23 mayo, 2015

DOMINGO DE PENTECOSTÉS Hechos 2, 1-11 . Juan 20, 19-23

DOMINGO DE PENTECOSTÉS


Pasan los siglos y con ellos la lentitud de lo que somos, los temas permanentes, el alma y sus paisajes de siempre: vida, muerte, amor y duda, gozo y tristeza de mirar al reloj y no saber cuando se nos clavarán las agujas.

Llega Pentecostés  --el Viento de Dios que nunca estuvo ausente-- y nos sorprende otra vez desamparados. Igual que los amigos de Jesús en este intencionado evangelio de san Juan, estamos, como la tarde, a oscuras; con miedo, porque siempre hay alguien a quien sufrimos o basta con que nos suframos a nosotros mismos; tristes por las ausencias, incluso de aquellas presencias que nunca tuvimos.
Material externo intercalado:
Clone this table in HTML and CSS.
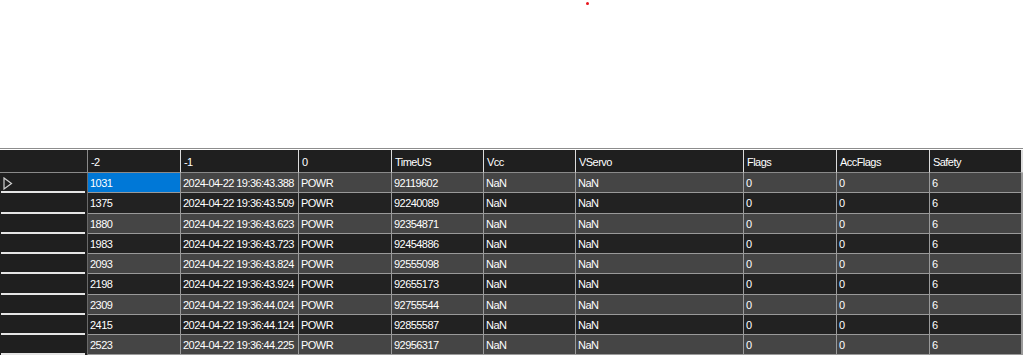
FILE: index.html
```html
<!DOCTYPE html>
<html>
<head>
<meta charset="utf-8">
<link rel="stylesheet" href="styles.css">
</head>
<body>
<div class="top">
  <span class="dot"></span>
</div>
<div class="frame">
<table class="grid">
  <colgroup>
    <col class="c-rh"><col class="c93"><col class="c118"><col class="c93"><col class="c92"><col class="c92"><col class="c168"><col class="c93"><col class="c93"><col class="c92"><col>
  </colgroup>
  <thead>
    <tr>
      <th class="rh"></th><th>-2</th><th>-1</th><th>0</th><th>TimeUS</th><th>Vcc</th><th>VServo</th><th>Flags</th><th>AccFlags</th><th>Safety</th><th></th>
    </tr>
  </thead>
  <tbody>
    <tr class="odd">
      <td class="rh"><svg class="cur" width="10" height="13" viewBox="0 0 10 13"><polygon points="1,1 8.5,6.5 1,12" fill="none" stroke="#d0d0d0" stroke-width="1.2"/></svg></td>
      <td class="sel">1031</td><td>2024-04-22 19:36:43.388</td><td>POWR</td><td>92119602</td><td>NaN</td><td>NaN</td><td>0</td><td>0</td><td>6</td><td></td>
    </tr>
    <tr class="even">
      <td class="rh"></td><td>1375</td><td>2024-04-22 19:36:43.509</td><td>POWR</td><td>92240089</td><td>NaN</td><td>NaN</td><td>0</td><td>0</td><td>6</td><td></td>
    </tr>
    <tr class="odd">
      <td class="rh"></td><td>1880</td><td>2024-04-22 19:36:43.623</td><td>POWR</td><td>92354871</td><td>NaN</td><td>NaN</td><td>0</td><td>0</td><td>6</td><td></td>
    </tr>
    <tr class="even">
      <td class="rh"></td><td>1983</td><td>2024-04-22 19:36:43.723</td><td>POWR</td><td>92454886</td><td>NaN</td><td>NaN</td><td>0</td><td>0</td><td>6</td><td></td>
    </tr>
    <tr class="odd">
      <td class="rh"></td><td>2093</td><td>2024-04-22 19:36:43.824</td><td>POWR</td><td>92555098</td><td>NaN</td><td>NaN</td><td>0</td><td>0</td><td>6</td><td></td>
    </tr>
    <tr class="even">
      <td class="rh"></td><td>2198</td><td>2024-04-22 19:36:43.924</td><td>POWR</td><td>92655173</td><td>NaN</td><td>NaN</td><td>0</td><td>0</td><td>6</td><td></td>
    </tr>
    <tr class="odd">
      <td class="rh"></td><td>2309</td><td>2024-04-22 19:36:44.024</td><td>POWR</td><td>92755544</td><td>NaN</td><td>NaN</td><td>0</td><td>0</td><td>6</td><td></td>
    </tr>
    <tr class="even">
      <td class="rh"></td><td>2415</td><td>2024-04-22 19:36:44.124</td><td>POWR</td><td>92855587</td><td>NaN</td><td>NaN</td><td>0</td><td>0</td><td>6</td><td></td>
    </tr>
    <tr class="odd">
      <td class="rh"></td><td>2523</td><td>2024-04-22 19:36:44.225</td><td>POWR</td><td>92956317</td><td>NaN</td><td>NaN</td><td>0</td><td>0</td><td>6</td><td></td>
    </tr>
  </tbody>
</table>
</div>
</body>
</html>
```

FILE: styles.css
```css
html, body {
  margin: 0;
  padding: 0;
  background: #ffffff;
  width: 1023px;
  height: 355px;
  overflow: hidden;
}

.top {
  height: 148px;
  box-sizing: border-box;
  padding: 2px 0 0 586px;
}

.dot {
  display: block;
  width: 3px;
  height: 3px;
  border-radius: 50%;
  background: #e8141b;
}

.frame {
  border-top: 1px solid #8c8c8c;
  padding-top: 1px;
  background: #ffffff;
}

.grid {
  table-layout: fixed;
  border-collapse: separate;
  border-spacing: 0;
  width: 1023px;
  font-family: "Liberation Sans", Arial, sans-serif;
  font-size: 11px;
  letter-spacing: -0.55px;
  color: #ffffff;
}

.c-rh { width: 88px; }
.c93 { width: 93px; }
.c118 { width: 118px; }
.c92 { width: 92px; }
.c168 { width: 168px; }

.grid th {
  background: #1f1f1f;
  height: 23px;
  padding: 1px 0 0 3px;
  text-align: left;
  font-weight: normal;
  border-right: 1px solid #dcdcdc;
  border-bottom: 1px solid #8a8a8a;
  white-space: nowrap;
  overflow: hidden;
  box-sizing: border-box;
}

.grid th.rh {
  border-right: 1px solid #8a8a8a;
}

.grid td {
  height: 20.25px;
  box-sizing: border-box;
  padding: 1px 0 0 2px;
  border-right: 1px solid #9a9a9a;
  border-bottom: 1px solid #9a9a9a;
  white-space: nowrap;
  overflow: hidden;
  vertical-align: middle;
}

.odd td { background: #454545; }
.even td { background: #222222; }

.grid td.rh {
  background: linear-gradient(#e4e4e4, #e4e4e4) no-repeat 1px 100% / 84px 2px, #1f1f1f;
  border-bottom: none;
  border-right: 1px solid #6a6a6a;
  padding: 0 0 0 3px;
}

.grid td.sel {
  background: #0078d7;
}

.cur {
  display: block;
}
```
Y en pecado. Y en pecado...

Así aguardaban los apóstoles a la Llamas de Amor salidas del Corazón del Maestro, como lenguas que habían de lamer con fuego frío su soledad.


El tiempo, ese dolor que rueda con los años, nos devuelve hoy el amor de Dios como se entregan en una bandeja los deberes cumplidos: TIEMPO DE LUZ, para que veamos claro, incluso en las noches de dormidas estrellas, sabiduría de lámparas que atraviesan los muros de la enfermedad, del cansancio o la desidia; luz de libro que saca las manos de las hojas para que no falten en las palabras los abrazos. TIEMPO DE ALEGRÍA porque en Dios cesa el cansancio de los apetitos y Él, que traspasa las horas de los relojes como quien parpadea, nos cuenta cosas estremecedoras, encontrados paraísos en el Paraíso del Padre. TIEMPO DE MISERICORDIA nos trae Pentecostés, igual que el mar no se cansa de repetir su aullido y su oleaje. Bañados en el barro de la limitación, Dios nos ofrece hoy el incendio besado de un fuego que deleita. Dios le pague a Dios tanta abundancia.